I know your passion is not engineering, and I am sorry for that. I also know that engineers have half the unemployment of the rest of the population.

you may have to grind along with a nightmare job until things look up. I sincerely hope not, but that may be the unfortunate reality.[/quote]

Where the heck were all these jobs a year ago?? i have a mech engineering degree and couldnt find anything for 9months or so and finally ended in QA at an automotive company, which is something i don’t really want to end up doing.
[/quote]
Get out of Jersey and come to the South

[quote]Fletch1986 wrote:
Thanks for all the tips and help guys. I’m totally not used to being in a position like the one I’m currently in I’m itching to get out of it.

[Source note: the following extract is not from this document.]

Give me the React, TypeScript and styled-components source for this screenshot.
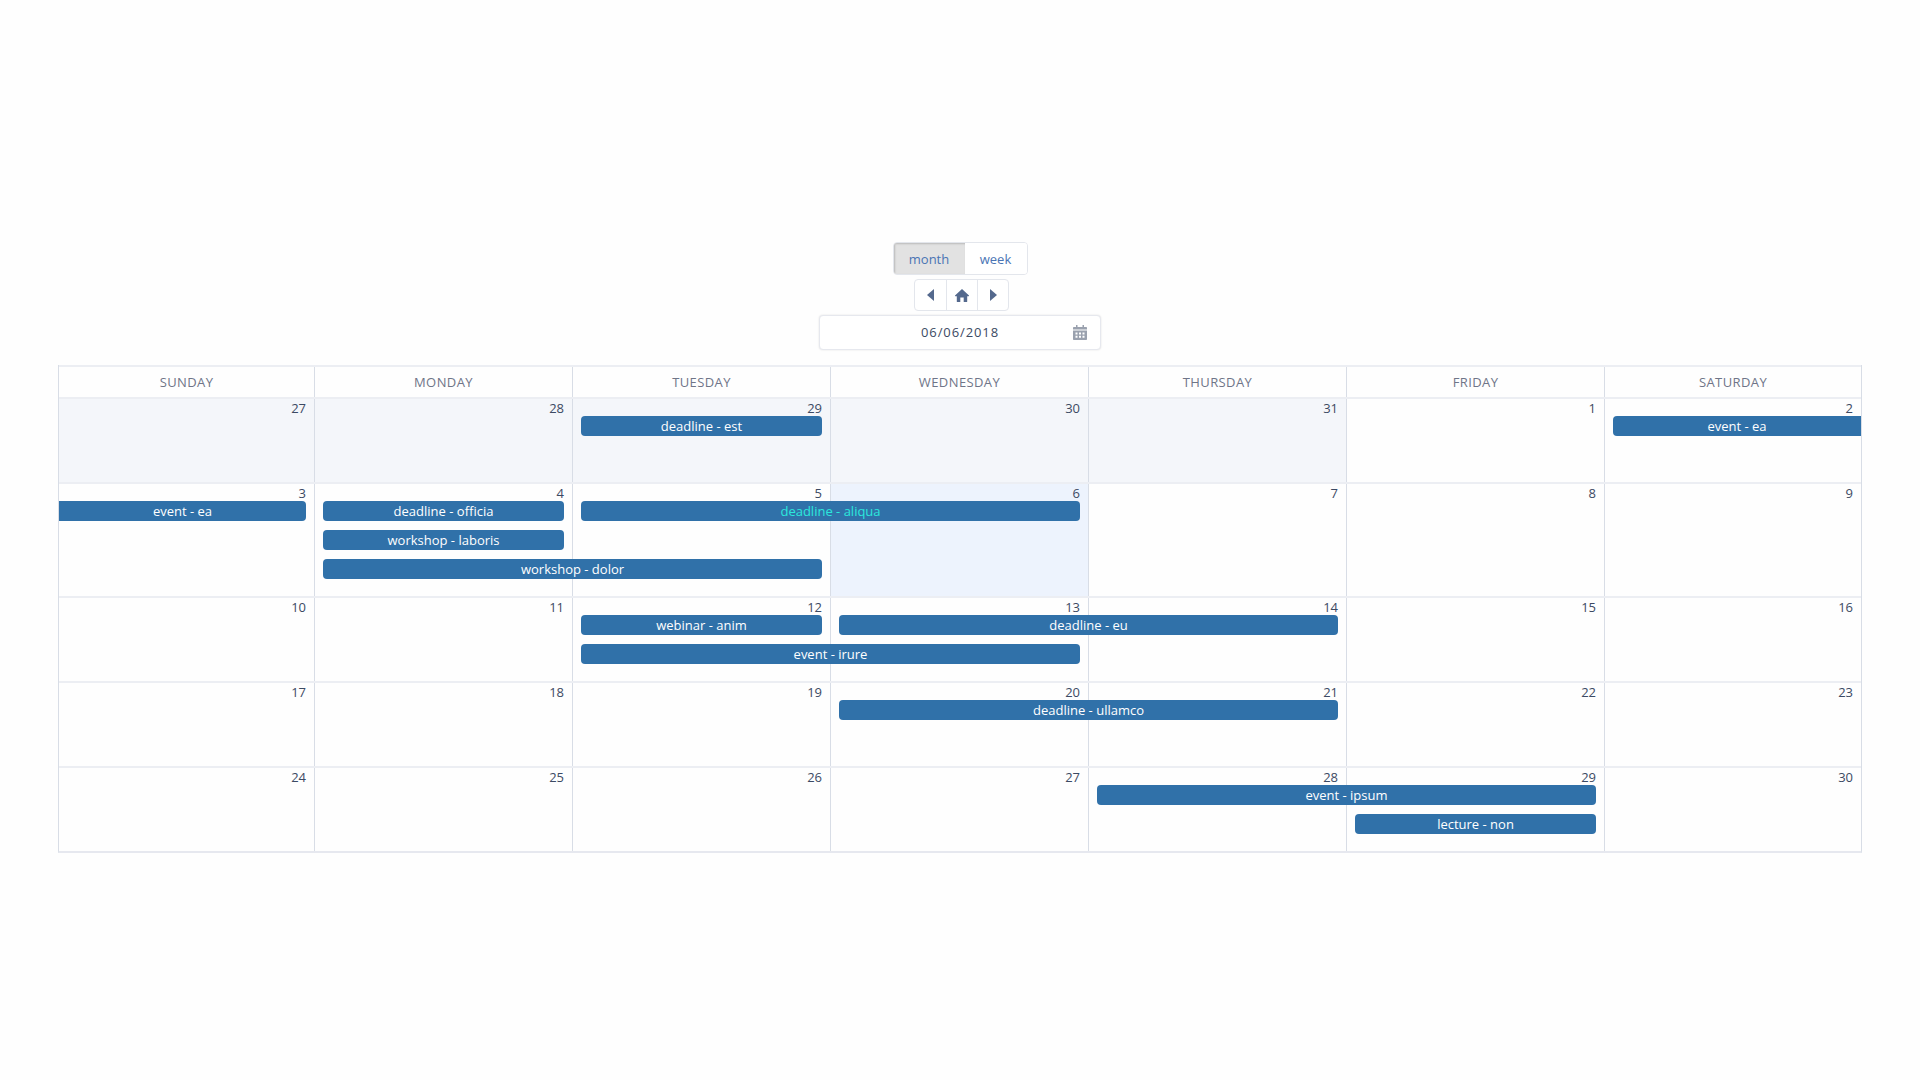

challer1: Do you have links on how to get a blog started or anything like that?[/quote]

There are a ton of free resources out there… google “how to start a wordpress blog” or something similar. You can register a domain at namecheap.com for $10 and then get quality hosting at hostgator.com for like $8/month. There are free youtube tutorials for setting everything up.

Even if you do get a job, this is still something I would recommend doing. Building up a brand through a blog can set you up for another job if you ever get laid off and if its good/popular you might even get quality unsolicited job offers. At a bare minimum, you can use it as a springboard to do some consulting on the side for some extra $$.